Затем, растревоженная, объехала всех подруг и знакомых блокадных (из двадцати семи, как сказала нам женщина, осталось их у нее четверо). Сходила на могилу дочери, сходила в церковь. И заболела, слегла.
И, кажется, не только потому, что воспоминания расстроили. Но и от какого-то чувства вины перед своей погибшей дочерью, о которой ничего не рассказала: словно бы она пожертвовала ее памятью, чтобы только «не помешать» нам работать — собирать блокадную быль».
«Блокадники передавали нас друг другу. Тогда блокадников было много. Это были семидесятые годы; середина и конец. Мы ходили из дома в дом, из квартиры в квартиру, выслушивали, записывали на магнитофон рассказы. Сперва мы ходили вместе, потом разделились, чтобы охватить больше людей. Почему нам было нужно больше людей? Да потому, что у каждого есть свой рассказ. У каждого оказалась своя трагедия, своя драма, своя история, свои смерти. Люди и голодали по-разному, и умирали по-разному… Мы набрали сто рассказов, и ничего не повторилось.
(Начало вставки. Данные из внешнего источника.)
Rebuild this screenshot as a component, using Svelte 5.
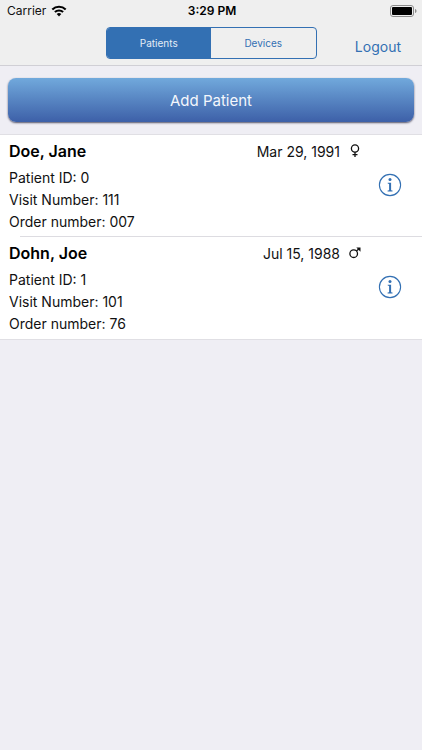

Лучше всего рассказывали женщины. Женская память устроена несколько иначе, чем мужская. Ведь мужская память — она глобальная; мужчин общие ситуации больше интересуют. А подробности быта, бытия, что творилось на малом участке — очередь, булочная, квартира, соседи, лестница, кладбище, — это память… женская. Она была более красочная и крепкая».
«…— Вы не видели людей, которые падали от голода; вы не видели, как они умирали; вы не видели груды тел, которые лежали в наших прачечных, в наших подвалах, в наших дворах. Вы не видели голодных детей, а у меня их было трое. Старшей, Лоре, было тринадцать лет, и она лежала в голодном параличе, дистрофия была жуткая. Как видите по фотографии, это не тринадцатилетняя девочка, скорее старуха.
— Вероника Александровна, вот эта слева — Лора?
— Да… Мне было тридцать четыре года, когда я потеряла мужа на фронте. А когда нас потом эвакуировали вместе с моими детьми в Сибирь, там решили, что приехали две сестры — настолько она была страшна, стара и вообще ужасна. А ноги? Это были не ноги, а косточки, обтянутые кожей. Я иногда и сейчас еще смотрю на свои ноги: у меня под коленками появляются какие-то коричнево-зеленые пятна. Это под кожей, видимо, остатки цинготной болезни. Цинга у нас у всех была жуткая, потому что сами понимаете, что сто двадцать пять граммов хлеба, которые мы имели в декабре месяце, это был не хлеб. Если бы вы видели этот кусок хлеба! В музее он уже высох и лежит как что-то нарочно сделанное. А вот тогда его брали в руку, с него текла вода, и он был как глина. И вот такой хлеб — детям… У меня, правда, дети не были приучены просить, но ведь глаза-то просили. Видеть эти глаза! Просто, знаете, это не передать… Гостиный двор горел больше недели, и его залить было нечем, потому что водопровод был испорчен, воды не было, людей здоровых не было, рук не было, у людей уже просто не было сил. И все-таки из конца в конец брели люди, что-то такое делали, работали. Я не работала, потому что, когда я хотела идти работать, меня не взяли, поскольку у меня был маленький ребенок. И меня постарались при первой возможности вывезти из Ленинграда: ждали более страшных времен. Не знали, что все пойдет так хорошо, начнется прорыв и пойдут наши войска, пойдет все очень хорошо. Нас вывезли в июле месяце сорок второго года».
«Композиция «Блокадной книги» тщательно продумана. Первая ее часть — воспоминания многих, вторая — дневники и записи трех основных героев. В результате на фундаменте общих судеб вырастают уникальные портреты Князева, Охапкиной, Юры, но они уже воспринимаются как типическая уникальность, как концентрация судеб и душ. Повторы, пересечения, совпадения — все это вместе создает «ничем не нарушенную подлинность той жизни». Князев однажды заметил: «Пишу о себе не как о субъекте, а как объекте». Адамович и Гранин сумели совместить объективную правду времени и субъективно пережитое, они окрасили прошлое своей гражданской художественной страстью, извлекли в прошлом такие моменты, которые нельзя забыть, потому что в них — непреходящий заряд человеческой силы».